Notwithstanding its voluntary, independent origin, St Gabriel’s was hamstrung. Post-war expansion at the behest of Government was led and funded through the DES out of taxation. Students expected their fees to be paid when they were accepted for a teaching course. The Church of England had no effective plan for small colleges individually, but concentrated on protecting the bigger ones such as York and Chester. Conferences and consultations were arranged and attended. Refusal to amalgamate would have left students stranded before completing their courses (some now for four years) and staff without posts or opportunity for redundancy: ‘early retirement’. We listened to Eric Briault of the ILEA and considered various possibilities. To Goldsmiths we went, and were welcomed.
A wise and fair-minded Charity Commissioner recognised the essentially voluntary ingredient of St Gabriel’s Foundation and protected it from being completely swallowed by the DES on behalf of Goldsmiths.
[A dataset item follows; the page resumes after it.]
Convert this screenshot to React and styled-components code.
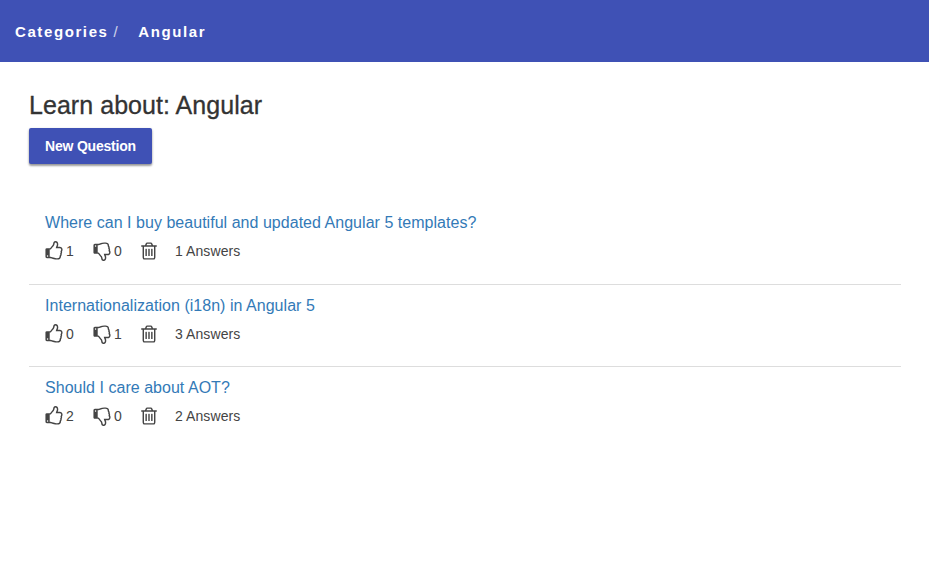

Peter Beesley, solicitor to St Gabriel’s and to the National Society, proved an excellent adviser. Our situation did not go unnoticed by other small colleges. The funds retrieved enabled the St Gabriel’s Trust to be set up under a Charity Commission Scheme requiring income from residual capital to be used according to the principles of the Church of England.
Miss Blackburn, the fifth and last Principal, was among the first Trustees. More than half her life has been engaged with St Gabriel’s. Appointed at Doncaster in 1945 as lecturer in English, Miss Blackburn served with foresight, intellectual distinction, common sense, unfailing good humour and consummate gentleness throughout. For her, for all of us, the closure of the College was another ‘unspeakable sorrow’.